After swapping column 1 and column 3, it becomes:
`[ 1 0 0 ]`
`[ 2 5 0 ]`
`[ 4 -1 3 ]`

Now, this new matrix looks like a lower triangle! All the numbers above the main diagonal (from top-left to bottom-right) are zeros.
For a matrix that's a triangle (either lower or upper), finding its determinant is super easy! You just multiply the numbers on the main diagonal.

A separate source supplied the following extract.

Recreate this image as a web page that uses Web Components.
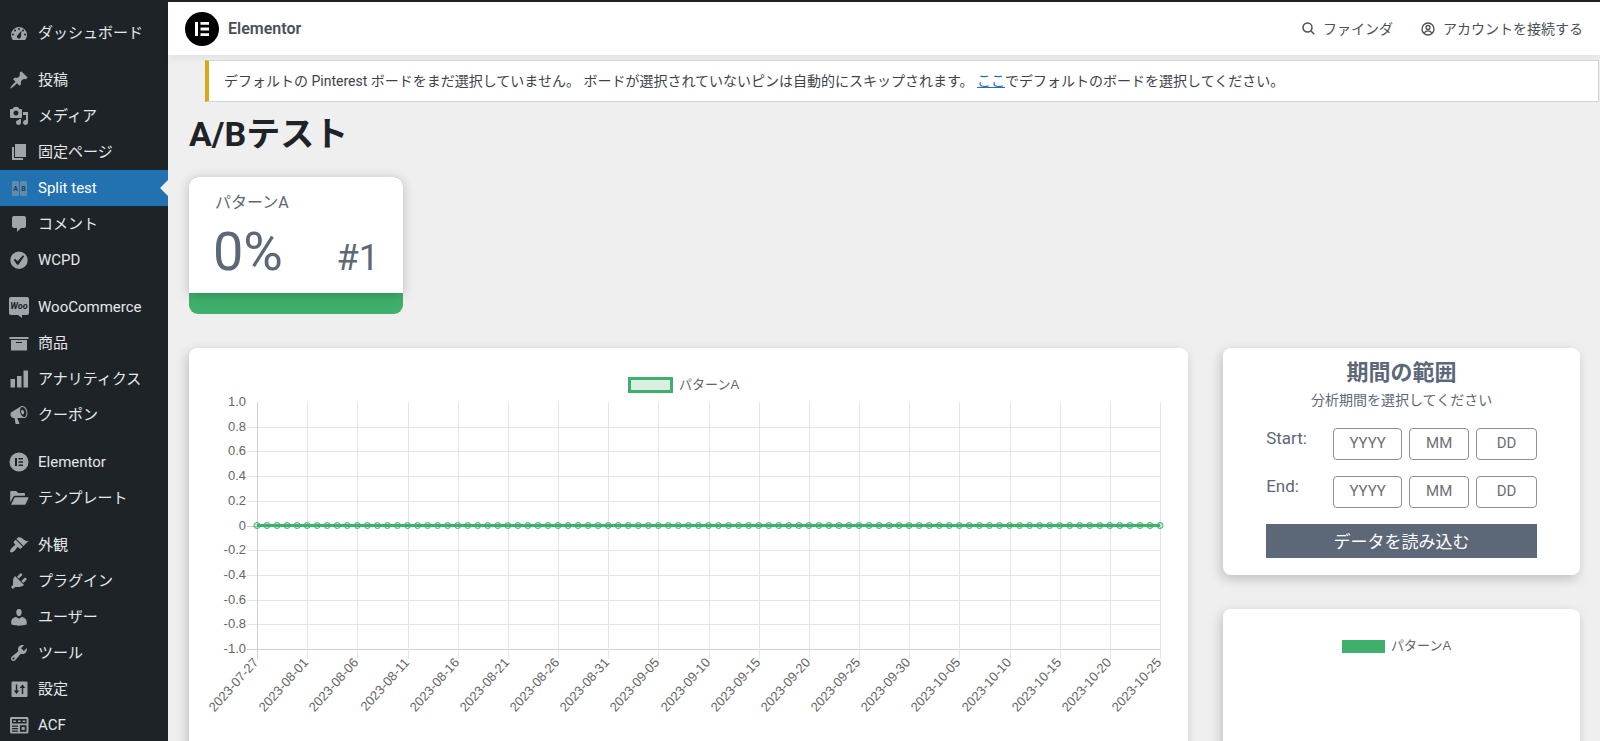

So, for our new triangle matrix, the numbers on the diagonal are 1, 5, and 3.
Multiply them: 1 * 5 * 3 = 15.

Since we swapped columns *once* to get this triangle shape, we need to flip the sign of our answer.
So, the determinant of the original matrix is -15.

Alternative answer

Answer: -15 Explain
This is a question about properties of determinants, especially how swapping columns affects the determinant and how to find the determinant of a triangular matrix. . The solving step is:

1. First, I looked at the given determinant to see if it had any special patterns. I noticed that it wasn't immediately triangular (where all numbers either above or below the diagonal are zeros).
2. But then, I had an idea! What if I swapped the first column with the third column? When you swap two columns (or two rows) in a matrix, the determinant changes its sign (it gets multiplied by -1).
Original determinant:
$$\left|\begin{array}{rrr} 0 & 0 & 1 \\ 0 & 5 & 2 \\ 3 & -1 & 4 \end{array}\right|$$
Let's swap Column 1 and Column 3.
The new matrix becomes:
$$\left|\begin{array}{rrr} 1 & 0 & 0 \\ 2 & 5 & 0 \\ 4 & -1 & 3 \end{array}\right|$$
3. Look at the new matrix! It's a lower triangular matrix because all the numbers *above* the main diagonal (the numbers from top-left to bottom-right) are zeros.
4. There's a really cool property for triangular matrices (both upper and lower): their determinant is just the product of the numbers on their main diagonal.
For our new triangular matrix, the numbers on the main diagonal are 1, 5, and 3.
So, the determinant of this new matrix is $1 \times 5 \times 3 = 15$.
5. Remember, we swapped two columns once, which means the original determinant was the opposite sign of this new one.
So, the original determinant is $-1 \times 15 = -15$.